More must-haves: a proper sellotape dispenser so you don’t have to waste time finding the end; Pritt stick that hasn’t dried out (tricky, as Pritt dries out overnight, like a mayfly), non-perished rubber bands, pens that work; gloves paired up in a box near the front door; reading glasses in every room (not a massive expense, these things are cheaper than chips); zips that don’t stick. 

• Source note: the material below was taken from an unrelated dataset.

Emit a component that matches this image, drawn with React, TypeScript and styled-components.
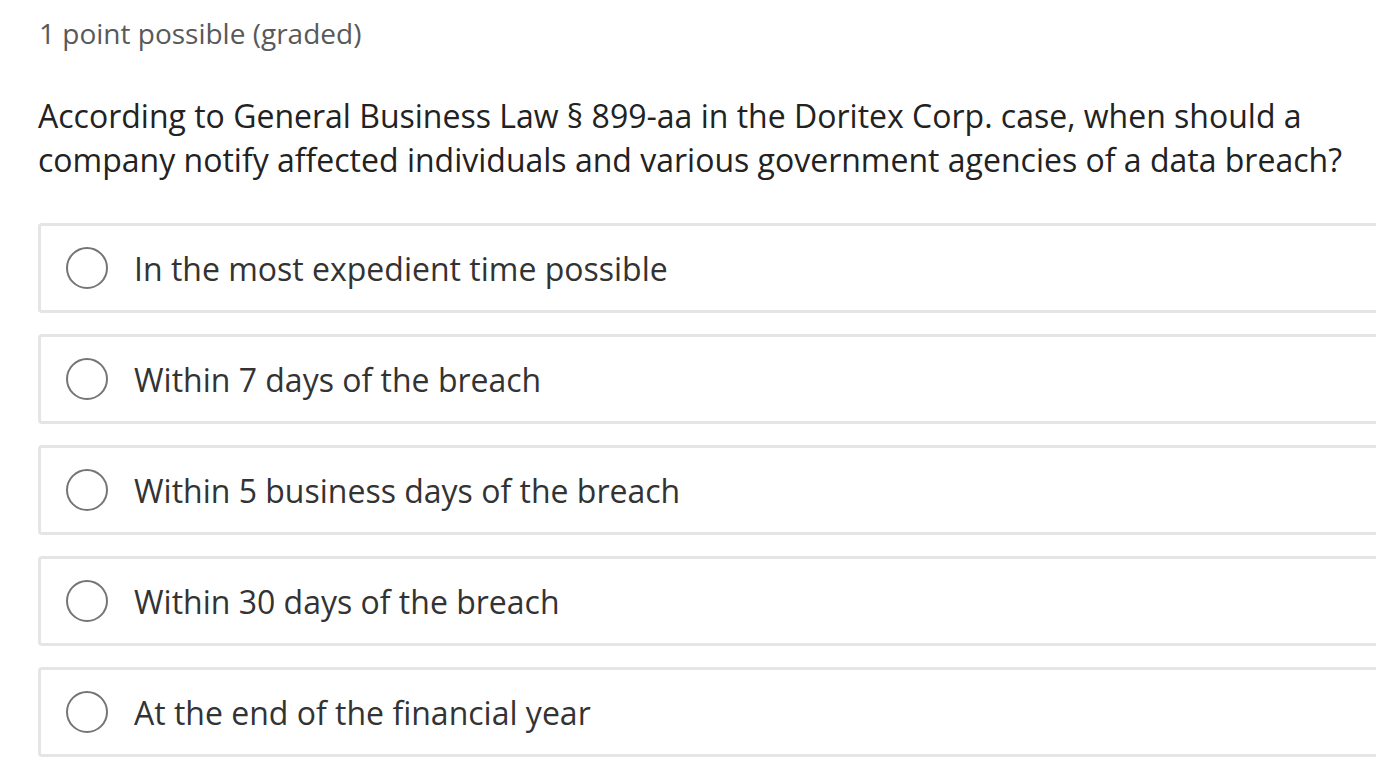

A brief survey revealed some other people’s essential ‘Living Well’ items to include swimming goggles for cutting onions (see photo, posed by model - by the way, I’m sparing you the lengthy debate that accompanied this suggestion, about how none of the other so-called tricks work); a penknife about one’s person, for all those cutting/mugging emergencies, and a homemade dispenser for a ball of string, or twine, as we call it in Lewes (the instructions for this involved a lemonade bottle and were rather complicated).
I’m going to write this up on a DL envelope as a proper list, and next time I’m passing India’s house - once the restraining order’s lifted - I’ll pop it through the letterbox. In my opinion she needs to focus less on Botox, and more on envelopes, if she’s really going to have a happy prime.